Die Experten vermuten daher, dass die schwäbische Region mit zu der Wiege gehört, von wo aus sich die figürliche Darstellung ausbreitete. Conard mag sogar nicht ausschließen, dass auf der Schwäbischen Alb das erste Kulturvolk der Welt gelebt hat. Auf jeden Fall, so Conard, seien von der Alb wesentliche Impulse für die Entwicklung der Musik und der figürlichen Darstellung ausgegangen.

Gänzlich ausschließen, dass die Schnitzereien von Neandertalern gefertigt worden sind, können die Experten aber auch nicht. Schließlich haben Homo sapiens und Homo neanderthalensis eine Zeit lang dicht nebeneinander gelebt.

Auffällig ist auch, dass die Venus vom Hohlen Fels einer fast 10.000 Jahre jüngeren Figur, der "Venus vom Willendorf", in Österreich sehr ähnlich ist. Auch diese ist sehr faltig und muss als fett bezeichnet werden. Ebenso sind die Geschlechtsmerkmale extrem überbetont. Diese Frauendarstellung muss lange Zeit Tradition gewesen sein.
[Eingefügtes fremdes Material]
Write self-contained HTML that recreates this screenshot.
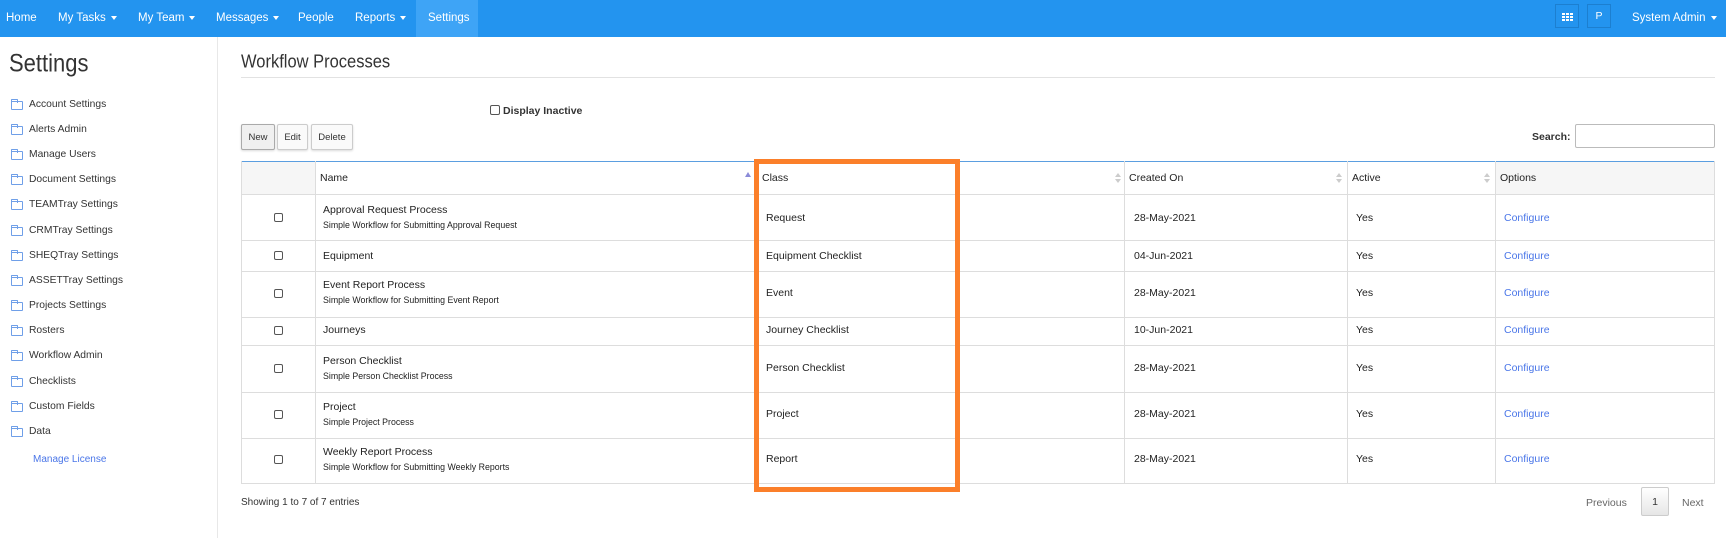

Die Arbeitsgruppe von Nicholas Conard sucht jetzt schon seit zwölf Jahren im Hohlen Fels nach Überbleibseln unserer Vorfahren. Er hat schon zahlreiche Funde gemacht, den Körper eines Wasservogels zum Beispiel, ein Jahr später fand er den Kopf dazu. Demnächst beginnen neue Ausgrabungen. Conard möchte natürlich gern noch das fehlende Stück von seiner Venus finden. Er ist sich sicher: "Wenn es noch da ist, werden wir es finden."